= Hunting season =

Time when it is legal to hunt and kill a particular species

A hunting season is the designated time period during which wild animals can be legally hunted in designated areas, typically issued by the formal game law of a sovereign state, which specifies the calendar dates, the time of the day and bag limits of the target animal allowed for hunting, and such rules are often enforced by conservation officers. The permitted dates within the hunting season are referred to as open season, while other unpermitted dates outside the designated hunting season are called closed season. Hunting during closed season are considered poaching and thus wrongful, and might be subjected to punishments ranging from fines to criminal sentencing.

Hunting seasons exist primarily for the purpose of sustainable wildlife management, often to avoid disrupting breeding seasons and to prevent overhunting that undermine population viability. In addition to setting dates of hunting seasons, game laws might also dictate rules on the types of hunting weapons, vehicles and methodology allowed as well as desirable ethics during open season, and violation of these restrictions are considered as unlawful as hunting during closed seasons.

In the United States, each state determines and sets its own specific dates to hunt the certain game animal, such as California, in which they designate certain zones, in which each have their own separate dates in order to legally hunt. While the United States Fish and Wildlife Service oversees the management of wildlife in the country, each state has the primary responsibility and authority over regulating the hunting of wildlife that resides within state boundaries. State wildlife agencies that issue hunting licenses are the best source of information regarding hunting seasons, areas open/closed to hunting, etc. Hunting of migratory birds such as ducks and geese is managed cooperatively by state and federal fish and wildlife agencies. Migratory waterfowl hunters must possess both a state hunting license and a Federal Migratory Bird Hunting and Conservation Stamp (Duck Stamp), and each hunter needs a Harvest Information Program number for each state in which they hunt migratory birds.

==Open season==
Open season is the time of the year when a particular wildlife species is allowed to be hunted as per local wildlife conservation law. In the US, for example, each state creates laws and codes governing the season dates and species, established on a complex process including citizen input, a state fish and game agency or department, and often an independent game council. This process updates a game code for each state which outlines all rules and regulations including hunting seasons. In each of the 50 states, abstracts of the larger game code are then presented in the official state hunting regulations for that given year. Season dates are often timed to occur when the population is at its maximum. It avoids the peak breeding period when members of a species are particularly vulnerable, and avoids any disruption to mating, which may affect productivity.
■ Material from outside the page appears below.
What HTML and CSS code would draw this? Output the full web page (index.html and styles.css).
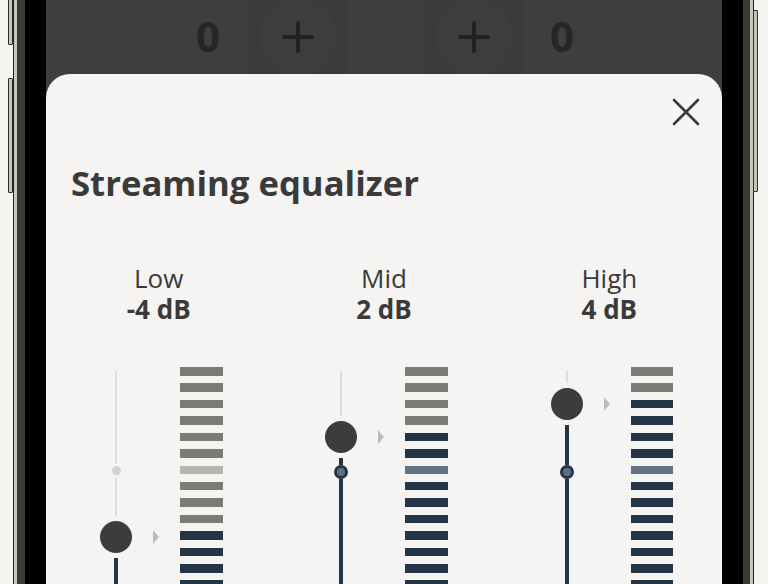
FILE: index.html
```html
<!DOCTYPE html>
<html lang="en">
<head>
<meta charset="utf-8">
<title>Streaming equalizer</title>
<link rel="stylesheet" href="styles.css">
</head>
<body>
<div class="phone">
  <span class="side-btn btn-l1"></span>
  <span class="side-btn btn-l2"></span>
  <span class="side-btn btn-r1"></span>
  <div class="rim">
    <div class="band">
      <div class="bezel">
        <div class="screen">
          <div class="topbar">
            <span class="count">0</span>
            <div class="pill pill-left">
              <div class="circle">
                <svg width="32" height="32" viewBox="0 0 32 32"><path d="M16 2V30M2 16H30" stroke="#222" stroke-width="4" stroke-linecap="round" fill="none"/></svg>
              </div>
            </div>
            <div class="pill pill-right">
              <div class="circle">
                <svg width="32" height="32" viewBox="0 0 32 32"><path d="M16 2V30M2 16H30" stroke="#222" stroke-width="4" stroke-linecap="round" fill="none"/></svg>
              </div>
            </div>
            <span class="count count-right">0</span>
          </div>

          <div class="sheet">
            <div class="sheet-head">
              <button class="close" aria-label="Close">
                <svg width="28" height="28" viewBox="0 0 28 28"><path d="M2 2L26 26M26 2L2 26" stroke="#3a3a3a" stroke-width="2.6" stroke-linecap="round" fill="none"/></svg>
              </button>
            </div>
            <h1 class="title">Streaming equalizer</h1>

            <div class="bands">
              <!-- Low -->
              <div class="band-col">
                <div class="band-label"><span class="name">Low</span><span class="value">-4 dB</span></div>
                <div class="eq-row">
                  <div class="slider">
                    <span class="thin" style="height:93px"></span>
                    <span class="zero-dot"></span>
                    <span class="thin thin-after" style="height:38px"></span>
                    <div class="knob-row"><span class="knob"></span><span class="arrow"></span></div>
                    <span class="thick thick-fill"></span>
                  </div>
                  <div class="meter">
                    <span class="bar off"></span><span class="bar off"></span><span class="bar off"></span>
                    <span class="bar off"></span><span class="bar off"></span><span class="bar off"></span>
                    <span class="bar off-zero"></span>
                    <span class="bar off"></span><span class="bar off"></span><span class="bar off"></span>
                    <span class="bar on"></span><span class="bar on"></span><span class="bar on"></span><span class="bar on"></span>
                  </div>
                </div>
              </div>

              <!-- Mid -->
              <div class="band-col">
                <div class="band-label"><span class="name">Mid</span><span class="value">2 dB</span></div>
                <div class="eq-row">
                  <div class="slider">
                    <span class="thin" style="height:45px"></span>
                    <div class="knob-row"><span class="knob"></span><span class="arrow"></span></div>
                    <span class="thick thick-top" style="height:6.5px"></span>
                    <span class="ring"></span>
                    <span class="thick thick-fill"></span>
                  </div>
                  <div class="meter">
                    <span class="bar off"></span><span class="bar off"></span><span class="bar off"></span><span class="bar off"></span>
                    <span class="bar on"></span><span class="bar on"></span>
                    <span class="bar on-zero"></span>
                    <span class="bar on"></span><span class="bar on"></span><span class="bar on"></span>
                    <span class="bar on"></span><span class="bar on"></span><span class="bar on"></span><span class="bar on"></span>
                  </div>
                </div>
              </div>

              <!-- High -->
              <div class="band-col">
                <div class="band-label"><span class="name">High</span><span class="value">4 dB</span></div>
                <div class="eq-row">
                  <div class="slider">
                    <span class="thin" style="height:12px"></span>
                    <div class="knob-row"><span class="knob"></span><span class="arrow"></span></div>
                    <span class="thick thick-top" style="height:39.5px"></span>
                    <span class="ring"></span>
                    <span class="thick thick-fill"></span>
                  </div>
                  <div class="meter">
                    <span class="bar off"></span><span class="bar off"></span>
                    <span class="bar on"></span><span class="bar on"></span><span class="bar on"></span><span class="bar on"></span>
                    <span class="bar on-zero"></span>
                    <span class="bar on"></span><span class="bar on"></span><span class="bar on"></span>
                    <span class="bar on"></span><span class="bar on"></span><span class="bar on"></span><span class="bar on"></span>
                  </div>
                </div>
              </div>
            </div>
          </div>
        </div>
      </div>
    </div>
  </div>
</div>
</body>
</html>
```

FILE: styles.css
```css
* {
  box-sizing: border-box;
}

html, body {
  margin: 0;
  padding: 0;
}

body {
  width: 768px;
  height: 584px;
  overflow: hidden;
  background: #f4f4f3;
  font-family: "Open Sans", "Noto Sans", sans-serif;
  color: #3a3a3a;
}

/* ---------- phone frame ---------- */
.phone {
  position: relative;
  margin-left: 13px;
  width: 741px;
  height: 584px;
  padding: 0 1px;
  background: #22211f;
}

.rim {
  height: 100%;
  padding: 0 3px;
  background: #cbc6bd;
}

.band {
  height: 100%;
  padding: 0 7px 0 8px;
  background: #3b3a36;
}

.bezel {
  height: 100%;
  padding: 0 21px;
  background: #000;
}

.screen {
  height: 100%;
  display: flex;
  flex-direction: column;
  background: #3e3e3e;
  overflow: hidden;
}

.side-btn {
  position: absolute;
  width: 5px;
  background: #c9c4bb;
  border: 1px solid #2e2d2a;
  border-radius: 1px;
}

.btn-l1 {
  left: -5px;
  top: -10px;
  height: 55px;
}

.btn-l2 {
  left: -5px;
  top: 78px;
  height: 115px;
}

.btn-r1 {
  right: -4px;
  top: 10px;
  height: 182px;
}

/* ---------- top bar behind the sheet ---------- */
.topbar {
  flex: 0 0 74px;
  display: flex;
  align-items: center;
  padding-left: 142px;
  overflow: hidden;
}

.count {
  width: 40px;
  flex-shrink: 0;
  text-align: center;
  font-size: 42px;
  font-weight: 700;
  line-height: 1;
  color: #262626;
  margin-top: -2px;
}

.pill {
  flex-shrink: 0;
  width: 101px;
  height: 200px;
  border-radius: 50px;
  background: #3b3b3b;
  display: flex;
  align-items: center;
  justify-content: center;
}

.pill-left {
  margin-left: 19px;
}

.pill-right {
  margin-left: 75px;
}

.count-right {
  margin-left: 18px;
}

.circle {
  width: 78px;
  height: 78px;
  border-radius: 50%;
  background: #3d3d3d;
  display: flex;
  align-items: center;
  justify-content: center;
}

/* ---------- sheet ---------- */
.sheet {
  flex: 1;
  background: #f5f4f2;
  border-radius: 24px 24px 0 0;
}

.sheet-head {
  display: flex;
  justify-content: flex-end;
  padding: 24px 22px 0 0;
}

.close {
  width: 28px;
  height: 28px;
  padding: 0;
  border: 0;
  background: transparent;
  display: flex;
}

.title {
  margin: 37px 0 0;
  padding-left: 25px;
  font-size: 34.7px;
  line-height: 40px;
  font-weight: 700;
  color: #3a3a3a;
}

.bands {
  display: grid;
  grid-template-columns: repeat(3, 1fr);
  margin-top: 60px;
}

.band-label {
  display: flex;
  flex-direction: column;
  align-items: center;
  font-size: 26px;
  line-height: 31px;
  color: #3a3a3a;
}

.band-label .value {
  font-weight: 700;
}

.eq-row {
  display: flex;
  align-items: stretch;
  height: 260px;
  margin-top: 42px;
  padding-left: 54px;
}

/* ---------- slider ---------- */
.slider {
  width: 59px;
  margin-right: 21px;
  padding-top: 4px;
  display: flex;
  flex-direction: column;
  align-items: flex-start;
}

.thin {
  display: block;
  width: 2px;
  margin-left: 15px;
  background: #dfddda;
}

.thin-after {
  margin-top: 3px;
}

.zero-dot {
  display: block;
  width: 9px;
  height: 9px;
  margin-top: 2px;
  margin-left: 11.5px;
  border-radius: 50%;
  background: #d4d2cf;
}

.knob-row {
  display: flex;
  align-items: center;
  gap: 21px;
  margin-top: 5px;
}

.knob {
  display: block;
  width: 32px;
  height: 32px;
  border-radius: 50%;
  background: #3c3c3c;
}

.arrow {
  display: block;
  width: 0;
  height: 0;
  border-left: 6px solid #bfbdb9;
  border-top: 7.5px solid transparent;
  border-bottom: 7.5px solid transparent;
}

.thick {
  display: block;
  width: 4px;
  margin-left: 14px;
  background: #243548;
}

.thick-top {
  margin-top: 5px;
}

.knob-row + .thick-fill {
  margin-top: 5px;
}

.thick-fill {
  flex: 1;
}

.ring {
  display: block;
  width: 14px;
  height: 14px;
  margin-left: 9px;
  border-radius: 50%;
  border: 3px solid #243548;
  background: #5f7181;
}

/* ---------- level meter ---------- */
.meter {
  width: 42.5px;
  display: flex;
  flex-direction: column;
  gap: 7.93px;
}

.bar {
  display: block;
  flex-shrink: 0;
  height: 8.5px;
}

.bar.off {
  background: #7c7b78;
}

.bar.off-zero {
  background: #b7b5b1;
}

.bar.on {
  background: #243548;
}

.bar.on-zero {
  background: #627383;
}
```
Open seasons are determined by a multitude of factors. Those include migrating seasons, mating seasons, and birthing seasons. For migrating waterfowl, the season is determined by when the waterfowl have migrated into the area. Since waterfowl migrate south, in the United States, the seasons for waterfowl begin earlier in the Northern states and later for the southern states. For other animals such as elk, the archery hunting season is during their breeding time, making it a little easier for archers to get within ethical shooting range. The non-hunting season for elk is from late winter to early fall. During this non-hunting season the cow elk are giving birth to calves while the bull elk are preparing to grow back a new set of antlers.
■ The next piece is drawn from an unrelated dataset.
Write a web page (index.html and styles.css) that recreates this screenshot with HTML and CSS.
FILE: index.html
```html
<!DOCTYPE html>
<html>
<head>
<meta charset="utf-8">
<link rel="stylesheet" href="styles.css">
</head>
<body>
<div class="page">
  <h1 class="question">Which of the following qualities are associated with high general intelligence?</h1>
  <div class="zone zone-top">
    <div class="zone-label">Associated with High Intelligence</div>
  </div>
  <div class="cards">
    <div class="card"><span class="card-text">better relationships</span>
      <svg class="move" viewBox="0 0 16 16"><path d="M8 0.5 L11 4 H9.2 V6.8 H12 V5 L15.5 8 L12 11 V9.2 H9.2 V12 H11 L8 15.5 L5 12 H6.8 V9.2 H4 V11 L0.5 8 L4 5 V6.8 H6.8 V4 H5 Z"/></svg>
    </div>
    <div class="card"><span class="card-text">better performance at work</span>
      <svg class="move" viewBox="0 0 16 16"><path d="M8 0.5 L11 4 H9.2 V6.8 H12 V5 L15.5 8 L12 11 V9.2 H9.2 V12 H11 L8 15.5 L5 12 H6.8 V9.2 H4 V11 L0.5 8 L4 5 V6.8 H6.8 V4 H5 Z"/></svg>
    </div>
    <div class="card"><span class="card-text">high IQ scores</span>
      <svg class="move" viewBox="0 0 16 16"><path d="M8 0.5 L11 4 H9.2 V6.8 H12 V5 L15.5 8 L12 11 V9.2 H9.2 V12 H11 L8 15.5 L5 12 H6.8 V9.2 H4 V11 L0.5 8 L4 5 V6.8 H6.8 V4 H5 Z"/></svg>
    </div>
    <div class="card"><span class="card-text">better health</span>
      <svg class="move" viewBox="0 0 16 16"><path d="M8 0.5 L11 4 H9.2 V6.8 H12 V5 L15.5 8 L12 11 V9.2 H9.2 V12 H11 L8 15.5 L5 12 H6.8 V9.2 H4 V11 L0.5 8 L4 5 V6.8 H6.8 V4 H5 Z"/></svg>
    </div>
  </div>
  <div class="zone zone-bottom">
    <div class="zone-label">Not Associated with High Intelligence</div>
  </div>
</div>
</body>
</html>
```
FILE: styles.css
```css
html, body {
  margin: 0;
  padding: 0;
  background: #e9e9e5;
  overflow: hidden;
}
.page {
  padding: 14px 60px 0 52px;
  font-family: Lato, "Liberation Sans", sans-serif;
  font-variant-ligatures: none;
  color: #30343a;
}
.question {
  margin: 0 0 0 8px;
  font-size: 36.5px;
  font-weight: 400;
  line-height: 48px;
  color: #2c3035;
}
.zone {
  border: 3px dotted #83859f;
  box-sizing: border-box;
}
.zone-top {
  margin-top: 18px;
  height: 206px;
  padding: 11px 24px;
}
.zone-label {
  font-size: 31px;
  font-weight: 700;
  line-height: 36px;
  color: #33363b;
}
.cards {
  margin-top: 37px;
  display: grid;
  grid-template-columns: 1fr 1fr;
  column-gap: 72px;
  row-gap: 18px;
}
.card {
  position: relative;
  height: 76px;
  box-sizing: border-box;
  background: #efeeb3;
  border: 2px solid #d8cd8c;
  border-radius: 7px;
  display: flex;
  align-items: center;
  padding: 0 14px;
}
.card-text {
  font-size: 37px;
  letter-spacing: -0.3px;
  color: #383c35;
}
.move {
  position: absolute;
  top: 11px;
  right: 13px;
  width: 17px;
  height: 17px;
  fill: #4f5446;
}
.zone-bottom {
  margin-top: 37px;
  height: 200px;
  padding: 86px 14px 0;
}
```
Although all states control most hunting seasons and regulations, the season for migratory waterfowl is controlled by the federal government. The government provides the states with specific dates and then states have the opportunity to decide whether to use the full season length, make into sections, or overall make the season shorter in that state. Using California as an example again, it decides to use the entire length of the season that has been determined by the federal government.

==Closed season==
Closed season is the time of the year during which hunting an animal of a given species is contrary to law. Typically, closed seasons are designed to protect a species when it is most vulnerable or, sometimes, to protect animals during their breeding season.

The closed season is timed to prevent hunting during times of peak reproductive activity, impaired flying ability during moulting (of game birds such as waterfowl), and temperature extremes, low population levels and food shortage.

A closed season is enforced by local conservation law for the conservation of the species and wildlife management; any hunting during closed season is punishable by law and termed as illegal hunting or poaching.